How does the water cycle change during the year?

1 Answer
Oct 29, 2014

The water cycle technically does not change during the year.

The basic water cycle includes evaporation, condensation, and precipitation. It can get more complicated as you add more details (evapotranspiration, for example, is when water is pulled by heat energy out of plants rather than directly from a water source) but the basics remain the same.

When light energy from the sun reaches a body of water, however large or small, the atoms within each water molecule begin to gain energy and move faster, breaking and creating old and new bonds more and more quickly. The new versatility of the molecules evaporates the water- turning it into a gas, which is freer-moving and tending to rise.

The water vapor rises into the sky and cools as it does, finally condensing, or returning to a mostly liquid state as clouds.

These clouds gather more and more water until they cannot gather any more, and then they release their moisture in precipitation in the form of rain, snow, sleet, hail, or etc.

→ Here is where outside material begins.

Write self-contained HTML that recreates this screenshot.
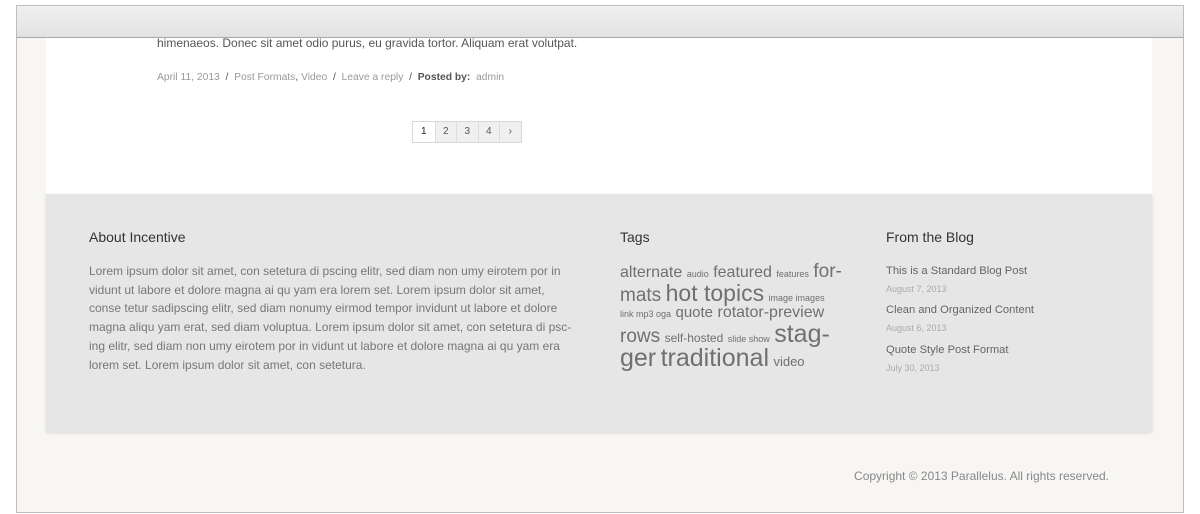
<!DOCTYPE html>
<html><head><meta charset="utf-8"><style>
*{margin:0;padding:0;box-sizing:border-box}
body{width:1200px;height:514px;background:#fff;font-family:"Liberation Sans",Arial,sans-serif;position:relative;overflow:hidden;color:#666}
.frame{position:absolute;left:16px;top:5px;width:1168px;height:508px;border:1px solid #bdbdbd;background:#f7f6f4}
.top{position:absolute;left:16px;top:5px;width:1168px;height:33px;background:linear-gradient(#f0f0f0,#e2e2e2);border:1px solid #bdbdbd;border-bottom:1px solid #a8a8a8;z-index:3}
.white{position:absolute;left:46px;top:37px;width:1106px;height:157px;background:#fff}
.foot{position:absolute;left:46px;top:194px;width:1106px;height:238px;background:#e6e6e6;box-shadow:0 1px 3px rgba(0,0,0,.12)}
.a{position:absolute;white-space:nowrap}
.meta{font-size:10.3px;color:#999}
.meta b{color:#555}
.pg{position:absolute;left:412px;top:121px;height:22px;display:flex;border:1px solid #d8d8d8}
.pg span{width:21.5px;height:20px;font-size:10px;line-height:20px;text-align:center;color:#555;background:#f0f0f0;border-left:1px solid #ddd}
.pg span:first-child{background:#fff;border-left:none;color:#222}
h3{position:absolute;font-size:14px;font-weight:normal;color:#333;white-space:nowrap}
.p{position:absolute;left:89px;top:262px;font-size:12px;line-height:18.7px;color:#777;white-space:nowrap}
.tg{color:#707070}
.bl{font-size:11.2px;color:#666}
.dt{font-size:9px;color:#aaa}
</style></head><body>
<div class="frame"></div>
<div class="top"></div>
<div class="white"></div>
<div class="a" style="left:157px;top:36px;font-size:12px;color:#555;z-index:2">himenaeos. Donec sit amet odio purus, eu gravida tortor. Aliquam erat volutpat.</div>
<div class="a meta" style="left:157px;top:72px">April 11, 2013 &nbsp;<span style="color:#555">/</span>&nbsp; Post Formats<span style="color:#555">,</span> Video &nbsp;<span style="color:#555">/</span>&nbsp; Leave a reply &nbsp;<span style="color:#555">/</span>&nbsp; <b>Posted by:</b> &nbsp;admin</div>
<div class="pg"><span>1</span><span>2</span><span>3</span><span>4</span><span>&#8250;</span></div>
<div class="foot"></div>
<h3 style="left:89px;top:229px">About Incentive</h3>
<div class="p">Lorem ipsum dolor sit amet, con setetura di pscing elitr, sed diam non umy eirotem por in<br>vidunt ut labore et dolore magna ai qu yam era lorem set. Lorem ipsum dolor sit amet,<br>conse tetur sadipscing elitr, sed diam nonumy eirmod tempor invidunt ut labore et dolore<br>magna aliqu yam erat, sed diam voluptua. Lorem ipsum dolor sit amet, con setetura di psc-<br>ing elitr, sed diam non umy eirotem por in vidunt ut labore et dolore magna ai qu yam era<br>lorem set. Lorem ipsum dolor sit amet, con setetura.</div>
<h3 style="left:620px;top:229px">Tags</h3>
<div class="a tg" style="left:620px;top:262px;line-height:20px"><span style="font-size:16px">alternate</span> <span style="font-size:9px">audio</span> <span style="font-size:16px">featured</span> <span style="font-size:9px">features</span> <span style="font-size:19px">for-</span></div>
<div class="a tg" style="left:620px;top:281px;line-height:24px"><span style="font-size:19px">mats</span> <span style="font-size:23px">hot topics</span> <span style="font-size:9px">image images</span></div>
<div class="a tg" style="left:620px;top:304px;line-height:18px"><span style="font-size:9px">link mp3 oga</span> <span style="font-size:15px">quote</span> <span style="font-size:16px">rotator-preview</span></div>
<div class="a tg" style="left:620px;top:320px;line-height:28px"><span style="font-size:19px">rows</span> <span style="font-size:12px">self-hosted</span> <span style="font-size:9px">slide show</span> <span style="font-size:25px">stag-</span></div>
<div class="a tg" style="left:620px;top:344px;line-height:28px"><span style="font-size:25px">ger</span> <span style="font-size:25px">traditional</span> <span style="font-size:13px">video</span></div>
<h3 style="left:886px;top:229px">From the Blog</h3>
<div class="a bl" style="left:886px;top:265px">This is a Standard Blog Post</div>
<div class="a dt" style="left:886px;top:284px">August 7, 2013</div>
<div class="a bl" style="left:886px;top:304px">Clean and Organized Content</div>
<div class="a dt" style="left:886px;top:323px">August 6, 2013</div>
<div class="a bl" style="left:886px;top:344px">Quote Style Post Format</div>
<div class="a dt" style="left:886px;top:363px">July 30, 2013</div>
<div class="a" style="right:91px;top:469px;font-size:12px;color:#888">Copyright © 2013 Parallelus. All rights reserved.</div>
</body></html>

This process does not change- but the type of precipitation does change, which I believe is what you may be referring to. Depending on the temperature when precipitation happens, precipitation may occur in any one of the aforementioned forms and even several more. However, the temperature effecting the type of precipitation has much, much more to do with the position of the Earth in relation to the sun than it has to do with the actual process of the water cycle.